Chinese state-run media on Monday blasted Australian swimmer Mack Horton as immoral and his nation as a former "offshore prison", after he referred to homegrown star Sun Yang as a drugs cheat.

Horton dethroned Sun as the 400 metres freestyle Olympic champion at the weekend, prompting the Chinese athlete to break down in tears.

Before the confrontation in the pool, Horton was asked how he felt about doping violators Sun and South Korean Park Tae-Hwan competing at the Games, and responded: "I don't have time or respect for drug cheats."

Sun is a popular hero in China, despite his repeated brushes with controversy -- which include serving a drugs suspension in secret in 2014 -- and the comments lit up nationalistic sentiment online and in print.

The Global Times newspaper, which is close to the ruling Communist party, published an op-ed Monday under a pen name associated with its chief editor blasting Horton's "cynical smugness".
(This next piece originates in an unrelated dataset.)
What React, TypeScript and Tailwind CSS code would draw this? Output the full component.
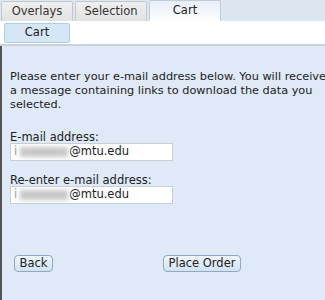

Australia should feel embarrassed by the swimmer's "disgraceful" victory, it said.

"In many serious essays written by Westerners, Australia is mentioned as a country at the fringes of civilisation," it went on, referencing its "early history as Britain's offshore prison".

"This suggests that no one should be surprised at uncivilised acts emanating from the country," it concluded.
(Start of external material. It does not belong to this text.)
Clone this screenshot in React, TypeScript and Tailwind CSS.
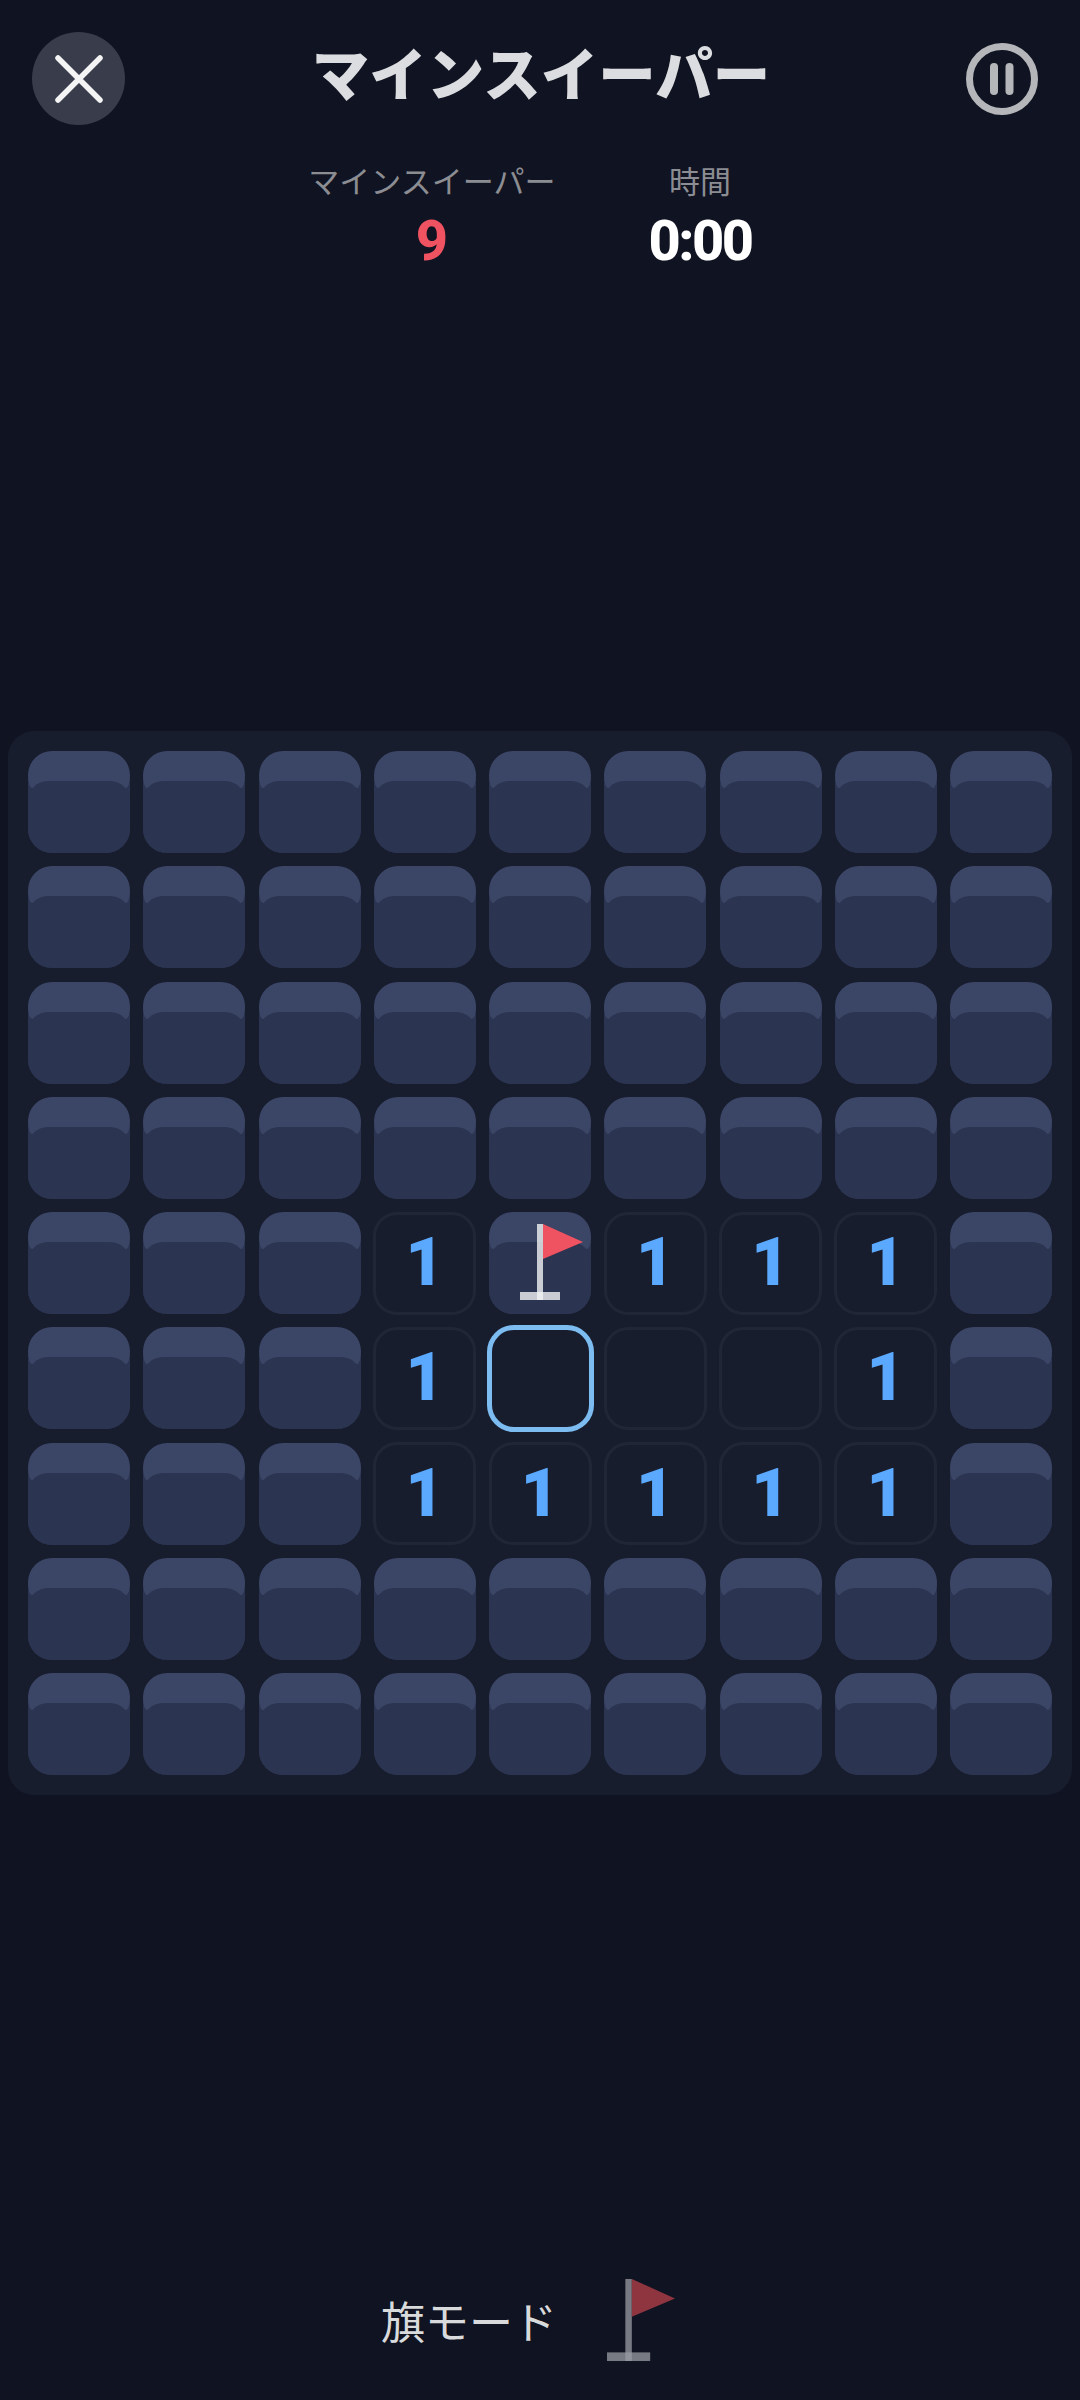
const CJK = "font-['Roboto','Noto_Sans_CJK_JP',sans-serif]";

type Cell = "c" | "f" | "e" | "s" | "1";

const layout: Cell[][] = [
  ["c", "c", "c", "c", "c", "c", "c", "c", "c"],
  ["c", "c", "c", "c", "c", "c", "c", "c", "c"],
  ["c", "c", "c", "c", "c", "c", "c", "c", "c"],
  ["c", "c", "c", "c", "c", "c", "c", "c", "c"],
  ["c", "c", "c", "1", "f", "1", "1", "1", "c"],
  ["c", "c", "c", "1", "s", "e", "e", "1", "c"],
  ["c", "c", "c", "1", "1", "1", "1", "1", "c"],
  ["c", "c", "c", "c", "c", "c", "c", "c", "c"],
  ["c", "c", "c", "c", "c", "c", "c", "c", "c"],
];

function Flag({ className, poleClass, clothClass }: { className: string; poleClass: string; clothClass: string }) {
  return (
    <svg viewBox="0 0 63 76" className={className}>
      <rect x="17" y="0" width="6" height="76" className={poleClass} />
      <rect x="0" y="68" width="40" height="8" className={poleClass} />
      <path d="M23 0 L63 18 L23 35 Z" className={clothClass} />
    </svg>
  );
}

function Covered({ flagged }: { flagged?: boolean }) {
  return (
    <div className="relative h-[102px] overflow-hidden rounded-[24px] bg-[#2b3450]">
      <div className="h-[37px] rounded-[24px_24px_4px_4px/24px_24px_13px_13px] bg-[#3b4565]" />
      <div className="absolute inset-x-0 top-[30px] bottom-0 rounded-t-[20px] bg-[#2b3450]" />
      {flagged && (
        <Flag
          className="absolute left-[31px] top-[12px] h-[76px] w-[63px]"
          poleClass="fill-[#f1f2f4] opacity-[0.8]"
          clothClass="fill-[#ef5260]"
        />
      )}
    </div>
  );
}

function Open({ value }: { value?: string }) {
  return (
    <div className="-m-[0.5px] flex h-[103px] items-center justify-center rounded-[24px] border-[3px] border-[#212637] bg-[#181d2e]">
      {value && <span className="text-[66px] leading-none font-black text-[#5aa9ff]">{value}</span>}
    </div>
  );
}

function Selected() {
  return <div className="-m-[2.5px] h-[107px] rounded-[27px] border-[5px] border-[#7cbcf0] bg-[#181d2e]" />;
}

export default function App() {
  return (
    <div className={`flex h-[2400px] w-[1080px] flex-col overflow-hidden bg-[#101321] ${CJK}`}>
      <header className="flex h-[125px] items-start justify-between pt-[32px] pr-[42px] pl-[32px]">
        <button className="flex h-[93px] w-[93px] items-center justify-center rounded-full bg-[#383c4b]">
          <svg viewBox="0 0 48 48" className="h-[48px] w-[48px]" stroke="#f4f4f5" strokeWidth="5.5" strokeLinecap="round">
            <path d="M3 3 L45 45 M45 3 L3 45" />
          </svg>
        </button>
        <h1 className="mr-[9px] pt-[10px] text-[57.5px] leading-[70px] font-black text-[#dcdde0]">マインスイーパー</h1>
        <button className="mt-[11px]">
          <svg viewBox="0 0 72 72" className="h-[72px] w-[72px]">
            <circle cx="36" cy="36" r="32.5" fill="none" stroke="#b5b6ba" strokeWidth="7" />
            <rect x="24" y="20" width="8" height="32" rx="4" fill="#b5b6ba" />
            <rect x="39.5" y="20" width="8" height="32" rx="4" fill="#b5b6ba" />
          </svg>
        </button>
      </header>

      <section className="mt-[38px] flex justify-center gap-[93px] pr-[20px]">
        <div className="flex flex-col items-center">
          <span className="text-[31px] leading-[40px] text-[#8b8d93]">マインスイーパー</span>
          <span className="text-[56px] leading-[76px] font-extrabold text-[#ef5260]">9</span>
        </div>
        <div className="flex flex-col items-center">
          <span className="text-[31px] leading-[40px] text-[#8b8d93]">時間</span>
          <span className="text-[56px] leading-[76px] font-extrabold tracking-[-2.5px] text-white">0:00</span>
        </div>
      </section>

      <main className="mx-[8px] mt-[452px] rounded-[26px] bg-[#181d2e] p-[20px]">
        <div className="grid grid-cols-9 gap-[13.25px]">
          {layout.flat().map((cell, i) => {
            if (cell === "c") return <Covered key={i} />;
            if (cell === "f") return <Covered key={i} flagged />;
            if (cell === "s") return <Selected key={i} />;
            return <Open key={i} value={cell === "1" ? "1" : undefined} />;
          })}
        </div>
      </main>

      <footer className="mt-[483px] flex items-center justify-center gap-[50px] pr-[24px]">
        <span className="text-[44px] leading-[60px] text-[#d9dadc]">旗モード</span>
        <Flag className="mb-[8px] h-[84px] w-[68px]" poleClass="fill-[#9a9ca4] opacity-[0.75]" clothClass="fill-[#8e3540]" />
      </footer>
    </div>
  );
}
Angry Chinese journalists confronted Horton in Rio to ask why he had used such terminology, and the Australian did not mince his words.

"I used the word 'drugs cheat' because he tested positive," replied Horton, setting the tone for an explosive press conference and prompting Chinese officials to demand an apology.

Thousands of social media users also demanded Horton say sorry, posting with the hashtag #SunYangDontCry on China's Twitter-like Weibo service after footage of Sun sobbing uncontrollably in the media zone went viral.

"For the peaceful co-existence of China and Australia, I hereby wish Horton to win swimming titles at the next Paralympics," one user wrote, blasting the Australian as "mentally handicapped".

But Australian media staunchly defended the defiant Horton. The front page of Sydney's Daily Telegraph Monday led with the headline "Clean Machine" over an image of the swimmer and his gold medal, adding that "our superman shows world how to smash drug cheats".

The Australian Olympic Committee also stood by the gold medallist, saying in a statement: "He has spoken out in support of clean athletes. This is something he feels strongly about and good luck to him."

Sun's three-month doping ban in 2014 -- for taking a banned stimulant he said was for a heart complaint -- was only announced after he had completed it.

He returned to the pool Sunday to post the quickest time in the 200m freestyle heats, and refused to take the criticism lying down, growling: "I'm clean. I've proved I'm clean. I don't think we need to concern ourselves with the Australian's mind tricks."